Craigrox said:
So we aren't talking about a 1 GB card compared to a completely different 2 GB card? I.e manufactured To be that size from the start.
Well I'm not entirely sure what you are asking about to be honest. Your questions sound like you really don't know much of anything about hardware, which is seemingly inconsistent with the fact that you have guides in your sig.
If it's a serious question, well the amount of memory a graphics card has really tells you little or nothing about the performance of the card. You do need a certain amount of memory to run at high resolutions, but the amount on the cards is generally dictated by some multiple of the width of the memory bus. Which is why you see all sorts of odd numbers on graphics cards that you don't typically see else where.

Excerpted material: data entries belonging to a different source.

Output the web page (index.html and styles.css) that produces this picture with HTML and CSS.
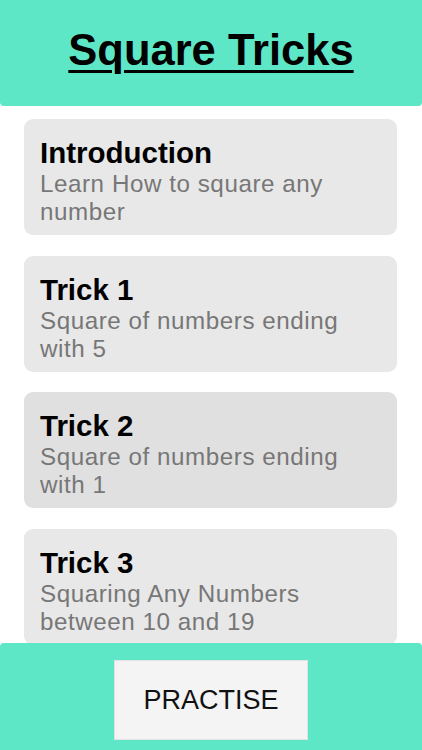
FILE: index.html
```html
<!DOCTYPE html>
<html>
<head>
<meta charset="utf-8">
<link rel="stylesheet" href="styles.css">
</head>
<body>
<div class="app">
  <header class="header">
    <h1 class="title">Square Tricks</h1>
  </header>
  <main class="list">
    <div class="card">
      <div class="card-title">Introduction</div>
      <div class="card-sub">Learn How to square any number</div>
    </div>
    <div class="card">
      <div class="card-title">Trick 1</div>
      <div class="card-sub">Square of numbers ending with 5</div>
    </div>
    <div class="card card-active">
      <div class="card-title">Trick 2</div>
      <div class="card-sub">Square of numbers ending with 1</div>
    </div>
    <div class="card">
      <div class="card-title">Trick 3</div>
      <div class="card-sub">Squaring Any Numbers between 10 and 19</div>
    </div>
  </main>
  <footer class="footer">
    <button class="practise">PRACTISE</button>
  </footer>
</div>
</body>
</html>
```
FILE: styles.css
```css
html, body {
  margin: 0;
  padding: 0;
  background: #ffffff;
}
body {
  font-family: "Liberation Sans", Arial, sans-serif;
}
.app {
  width: 422px;
  height: 750px;
  display: flex;
  flex-direction: column;
  overflow: hidden;
}
.header {
  height: 106px;
  flex: 0 0 106px;
  background: #5de7c6;
  border-radius: 0 0 4px 4px;
  display: flex;
  justify-content: center;
}
.title {
  margin: 0;
  padding-top: 26px;
  font-size: 43.5px;
  line-height: 48px;
  font-weight: bold;
  color: #000;
  text-decoration: underline;
  text-decoration-thickness: 3px;
  text-underline-offset: 5px;
}
.list {
  flex: 1 1 auto;
  overflow: hidden;
  display: flex;
  flex-direction: column;
  gap: 20.7px;
  padding: 13px 25px 0 24px;
}
.card {
  flex: 0 0 auto;
  background: #e8e8e8;
  border-radius: 9px;
  padding: 17px 16px 9px 16px;
}
.card-active {
  background: #e0e0e0;
}
.card-title {
  font-size: 29.5px;
  line-height: 34px;
  font-weight: bold;
  color: #000;
}
.card-sub {
  font-size: 24.2px;
  letter-spacing: 0.55px;
  line-height: 28px;
  color: #777777;
}
.footer {
  flex: 0 0 107px;
  height: 107px;
  background: #5de7c6;
  border-radius: 4px 4px 0 0;
  display: flex;
  justify-content: center;
  padding-top: 17px;
  box-sizing: border-box;
}
.practise {
  width: 194px;
  height: 80px;
  background: #f4f4f4;
  border: 1px solid #e2e2e2;
  border-radius: 0;
  font-family: "Liberation Sans", Arial, sans-serif;
  font-size: 27px;
  color: #111;
  padding: 0;
}
```
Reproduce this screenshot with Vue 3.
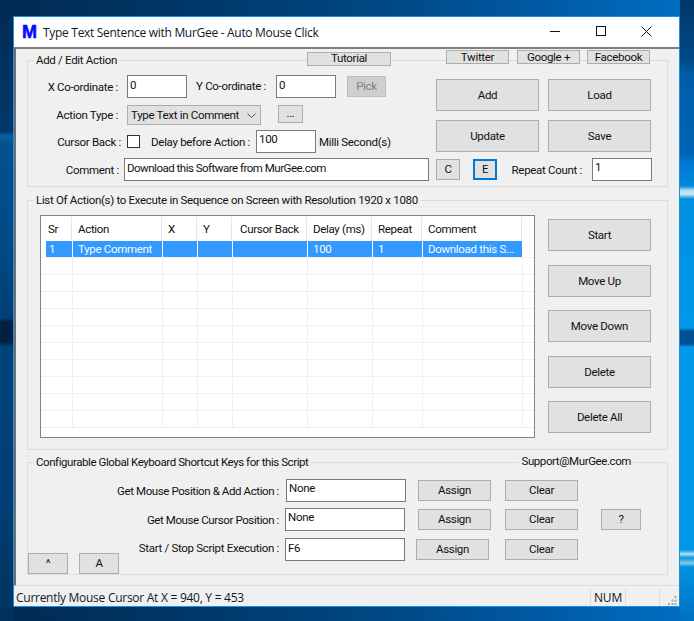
<script setup>
const columns = [
  { label: 'Sr', width: 31 },
  { label: 'Action', width: 90 },
  { label: 'X', width: 35 },
  { label: 'Y', width: 35 },
  { label: 'Cursor Back', width: 75 },
  { label: 'Delay (ms)', width: 65 },
  { label: 'Repeat', width: 50 },
  { label: 'Comment', width: 100 },
]
const selected = ['1', 'Type Comment', '', '', '', '100', '1', 'Download this S...']
const emptyRows = 10
const sideButtons = ['Start', 'Move Up', 'Move Down', 'Delete', 'Delete All']
</script>

<template>
  <div class="desktop">
    <div class="window">
      <header class="titlebar">
        <span class="logo">M</span>
        <span class="title">Type Text Sentence with MurGee - Auto Mouse Click</span>
        <svg class="caption" width="112" height="14" viewBox="0 0 112 14">
          <path d="M0 6.5H10" stroke="#111" fill="none" />
          <rect x="46.5" y="1.5" width="9" height="9" stroke="#111" fill="none" />
          <path d="M91.5 1.5L101.5 11.5M101.5 1.5L91.5 11.5" stroke="#111" fill="none" />
        </svg>
      </header>

      <main class="client">
        <section class="group g1">
          <span class="legend l1">Add / Edit Action</span>
          <button class="btn tutorial">Tutorial</button>
          <button class="btn social twitter">Twitter</button>
          <button class="btn social google">Google +</button>
          <button class="btn social facebook">Facebook</button>

          <div class="g1-top">
            <div class="g1-left">
              <div class="row r1">
                <span class="lbl w90">X Co-ordinate :</span>
                <div class="field w60 ml9">0</div>
                <span class="lbl w70 ml9 up">Y Co-ordinate :</span>
                <div class="field w60 ml10">0</div>
                <button class="btn pick">Pick</button>
              </div>
              <div class="row r2">
                <span class="lbl w90">Action Type :</span>
                <div class="select ml9">
                  <span>Type Text in Comment</span>
                  <svg width="9" height="5" viewBox="0 0 9 5"><path d="M.5.5L4.5 4.5L8.5.5" fill="none" stroke="#555" /></svg>
                </div>
                <button class="btn dots">...</button>
              </div>
              <div class="row r3">
                <span class="lbl w93">Cursor Back :</span>
                <span class="check"></span>
                <span class="lbl delay">Delay before Action :</span>
                <div class="field w60 ml6 raised">100</div>
                <span class="lbl ml3">Milli Second(s)</span>
              </div>
            </div>
            <div class="g1-actions">
              <button class="btn">Add</button>
              <button class="btn">Load</button>
              <button class="btn">Update</button>
              <button class="btn">Save</button>
            </div>
          </div>

          <div class="row r4">
            <span class="lbl w91">Comment :</span>
            <div class="field comment">Download this Software from MurGee.com</div>
            <button class="btn small ml7">C</button>
            <button class="btn small focused">E</button>
            <span class="lbl repeat">Repeat Count :</span>
            <div class="field w60 ml10 raised">1</div>
          </div>
        </section>

        <section class="group g2">
          <span class="legend l1">List Of Action(s) to Execute in Sequence on Screen with Resolution 1920 x 1080</span>
          <div class="list">
            <div class="list-head">
              <span v-for="c in columns" :key="c.label" class="hcell" :style="{ width: c.width + 'px' }">{{ c.label }}</span>
            </div>
            <div class="list-row selected">
              <span
                v-for="(v, i) in selected"
                :key="i"
                class="cell"
                :style="{ width: columns[i].width + 'px' }"
              >{{ v }}</span>
            </div>
            <div v-for="n in emptyRows" :key="n" class="list-row">
              <span v-for="c in columns" :key="c.label" class="cell" :style="{ width: c.width + 'px' }"></span>
            </div>
          </div>
          <div class="side">
            <button v-for="b in sideButtons" :key="b" class="btn">{{ b }}</button>
          </div>
        </section>

        <section class="group g3">
          <span class="legend l1 tight">Configurable Global Keyboard Shortcut Keys for this Script</span>
          <span class="legend support">Support@MurGee.com</span>
          <div class="row k1">
            <span class="lbl w251 snug">Get Mouse Position &amp; Add Action :</span>
            <div class="field key ml7 raised">None</div>
            <button class="btn assign ml12">Assign</button>
            <button class="btn assign ml14">Clear</button>
          </div>
          <div class="row k2">
            <span class="lbl w251 snug">Get Mouse Cursor Position :</span>
            <div class="field key ml6 raised">None</div>
            <button class="btn assign ml13">Assign</button>
            <button class="btn assign ml14">Clear</button>
            <button class="btn help">?</button>
          </div>
          <div class="row k3">
            <span class="lbl w251 lift">Start / Stop Script Execution :</span>
            <div class="field key ml6">F6</div>
            <button class="btn assign ml11">Assign</button>
            <button class="btn assign ml16">Clear</button>
          </div>
          <div class="corner">
            <button class="btn">^</button>
            <button class="btn">A</button>
          </div>
        </section>
      </main>

      <footer class="status">
        <span class="status-text">Currently Mouse Cursor At X = 940, Y = 453</span>
        <span class="pane num">NUM</span>
        <span class="pane blank"></span>
        <svg class="grip" width="9" height="9" viewBox="0 0 9 9" fill="#a8a8a8">
          <rect x="6.5" y="0" width="2" height="2" />
          <rect x="3.5" y="3.5" width="2" height="2" />
          <rect x="6.5" y="3.5" width="2" height="2" />
          <rect x="0" y="7" width="2" height="2" />
          <rect x="3.5" y="7" width="2" height="2" />
          <rect x="6.5" y="7" width="2" height="2" />
        </svg>
      </footer>
    </div>
  </div>
</template>

<style scoped>
* { box-sizing: border-box; }
.desktop {
  width: 694px;
  height: 621px;
  overflow: hidden;
  padding: 16px 0 0 13px;
  background:
    linear-gradient(180deg,
      #012a50 0, #013160 60px, #01386a 132px, #0a5aa0 135px, #0a5aa0 139px, #01508e 144px,
      #004a85 250px, #003f74 318px, #001f42 322px, #001f42 342px, #00427a 347px,
      #003f74 500px, #00325e 621px) left top / 13px 621px no-repeat,
    linear-gradient(180deg,
      #01386a 0, #014a86 60px, #005ca8 75px, #0064b4 155px, #0078d0 162px, #0088dc 186px,
      #a8d8ee 190px, #cfe8f2 194px, #0090e0 199px, #0098e8 328px, #054f95 331px, #054f95 344px,
      #0098e8 347px, #0098e6 550px, #b8e0f0 554px, #0098e6 558px, #88cce8 563px, #0092de 567px,
      #0070c4 621px) right top / 14px 621px no-repeat,
    linear-gradient(90deg, #012a52 0, #00386a 200px, #004a86 400px, #005ca8 560px, #0070c4 694px);
}
.window {
  width: 667px;
  height: 591px;
  display: flex;
  flex-direction: column;
  border: 1px solid #1a8fe6;
  background: #f0f0f0;
  font: 11.5px Roboto, "Liberation Sans", Arial, sans-serif;
  letter-spacing: -.31px;
  color: #111;
}
.titlebar {
  height: 30px;
  flex: none;
  background: #fff;
  display: flex;
  align-items: center;
  padding-left: 8px;
}
.logo {
  font: 900 18px "Liberation Sans", Arial, sans-serif;
  letter-spacing: 0;
  color: #0a0aff;
  -webkit-text-stroke: .6px #0a0aff;
  width: 21px;
  line-height: 18px;
}
.title {
  font: 12px "Open Sans", sans-serif;
  color: #101828;
  letter-spacing: -.3px;
}
.caption { margin-left: auto; margin-right: 17px; }

.client {
  flex: none;
  height: 539px;
  border-top: 2px solid #808080;
  border-left: 2px solid #707070;
  border-bottom: 1px solid #dcdcdc;
  padding: 11px 12px 0 11px;
  display: flex;
  flex-direction: column;
}
.group {
  position: relative;
  border: 1px solid #dcdcdc;
  width: 641px;
  flex: none;
}
.g1 { height: 127px; }
.g2 { height: 250px; margin-top: 13px; display: flex; align-items: flex-start; }
.g3 { height: 113px; margin-top: 12px; padding-top: 16px; }

.legend {
  position: absolute;
  top: -8px;
  background: #f0f0f0;
  padding: 0 2px;
  line-height: 15px;
  white-space: nowrap;
}
.l1 { left: 6px; }
.tight { letter-spacing: -.43px; }
.support { right: 34px; top: -9px; letter-spacing: -.41px; }

.btn {
  background: #e1e1e1;
  border: 1px solid #adadad;
  padding: 0;
  font: inherit;
  letter-spacing: inherit;
  color: #111;
  line-height: 1;
}
.tutorial { position: absolute; left: 279px; top: -9px; width: 84px; height: 14px; }
.social { position: absolute; top: -11px; width: 63px; height: 14px; padding-top: 1px; }
.twitter { left: 418px; }
.google { left: 489px; }
.facebook { left: 559px; }

.g1-top { display: flex; }
.g1-left { width: 408px; padding-top: 14px; }
.g1-actions {
  margin-top: 18px;
  display: grid;
  grid-template-columns: 103px 103px;
  grid-auto-rows: 32px;
  gap: 9px;
}
.g1-actions .btn { padding-top: 2px; }
.row { display: flex; align-items: center; white-space: nowrap; }
.r1 { height: 23px; }
.r2 { height: 20px; margin-top: 7px; }
.r3 { height: 23px; margin-top: 5px; }
.r4 { height: 23px; margin-top: 5px; }
.lbl { flex: none; text-align: right; }
.up { position: relative; top: -1px; }
.lift { position: relative; top: -2px; }
.snug { letter-spacing: -.4px; }
.w90 { width: 90px; }
.w91 { width: 91px; }
.w93 { width: 93px; }
.w70 { width: 70px; }
.w60 { width: 60px; }
.w251 { width: 251px; }
.ml3 { margin-left: 3px; }
.ml6 { margin-left: 6px; }
.ml7 { margin-left: 7px; }
.ml9 { margin-left: 9px; }
.ml10 { margin-left: 10px; }
.ml11 { margin-left: 11px; }
.ml12 { margin-left: 12px; }
.ml13 { margin-left: 13px; }
.ml14 { margin-left: 14px; }
.ml16 { margin-left: 16px; }

.field {
  flex: none;
  height: 23px;
  background: #fff;
  border: 1px solid #7a7a7a;
  padding: 2px 0 0 2px;
  line-height: 15px;
}
.raised { padding-top: 1px; }
.pick {
  margin-left: 11px;
  width: 39px;
  height: 21px;
  background: #cfcfcf;
  border-color: #bdbdbd;
  color: #808080;
}
.select {
  width: 134px;
  height: 20px;
  background: #e1e1e1;
  border: 1px solid #adadad;
  display: flex;
  align-items: center;
  justify-content: space-between;
  padding: 0 4px 0 3px;
}
.dots { margin-left: 17px; width: 25px; height: 18px; margin-top: -2px; }
.check {
  flex: none;
  margin-left: 6px;
  width: 13px;
  height: 13px;
  background: #fff;
  border: 1px solid #333;
}
.delay { margin-left: 11px; width: 99px; }
.comment { width: 305px; margin-left: 5px; letter-spacing: -.5px; }
.small { width: 24px; height: 21px; }
.focused { margin-left: 13px; border: 2px solid #0078d7; }
.repeat { margin-left: 14px; width: 71px; }

.list {
  margin: 14px 0 0 12px;
  width: 495px;
  height: 223px;
  flex: none;
  background: #fff;
  border: 1px solid #82828c;
  overflow: hidden;
}
.list-head { display: flex; height: 25px; padding-top: 1px; }
.hcell {
  flex: none;
  border-right: 1px solid #e5e5e5;
  padding-left: 6px;
  line-height: 24px;
  white-space: nowrap;
}
.hcell:first-child { padding-left: 7px; }
.hcell:nth-child(5) { padding-left: 8px; }
.list-row {
  display: flex;
  height: 17px;
  padding-left: 1px;
  border-bottom: 1px solid #f0f0f0;
}
.cell {
  flex: none;
  border-right: 1px solid #f0f0f0;
  padding: 1px 0 0 5px;
  line-height: 15px;
  white-space: nowrap;
  overflow: hidden;
}
.selected .cell {
  background: #3399ff;
  color: #f4f9ff;
  border-right-color: #fff;
}
.selected .cell:first-child {
  margin-left: 4px;
  width: 27px !important;
  padding-left: 3px;
}
.side {
  margin: 18px 0 0 13px;
  width: 103px;
  display: flex;
  flex-direction: column;
  gap: 13.5px;
}
.side .btn { height: 32px; padding-top: 2px; }

.k1, .k2, .k3 { height: 23px; }
.k2 { margin-top: 6px; }
.k3 { margin-top: 7px; }
.key { width: 120px; }
.assign { width: 73px; height: 21px; }
.help { margin-left: 23px; width: 40px; height: 21px; }
.corner {
  position: absolute;
  left: 0;
  bottom: 0;
  display: flex;
  gap: 11px;
}
.corner .btn { width: 40px; height: 21px; }

.status {
  flex: none;
  height: 20px;
  padding: 2px 0 0 2px;
  position: relative;
  display: flex;
  align-items: center;
  font: 12px "Open Sans", sans-serif;
  color: #101828;
}
.status-text { width: 574px; letter-spacing: -.27px; }
.pane {
  height: 17px;
  border-left: 1px solid #dcdcdc;
  line-height: 17px;
  letter-spacing: -.2px;
}
.num { width: 35px; text-align: center; }
.blank { width: 35px; border-right: 1px solid #dcdcdc; }
.grip { position: absolute; right: 2px; bottom: 1px; }
</style>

The width of the memory bus and the speed of the ram are basically far, far more important than the amount of memory, because 3D graphics require shuffling enormous amounts of data around very quickly and that is where the bottle necks are likely to occur. At least the ones related to memory.
More memory on cards is basically an attempt to cash in on the fact that people don't necessarily know the difference between a GF108 and a GK104 chip or the advantages of a 256 bit memory bus with GDDR5 vs 192 bit with GDDR3, but they DO understand that 2 is bigger than 1. So it must be better right?
A guy I know got a 2gb nVidia 9600 because of this, which was a mid range chip 4 generations ago. I've recently purchased a 670 which despite being vastly more powerful requires just 2gb to run games spanning three 1080p monitors at a vastly higher frame rate.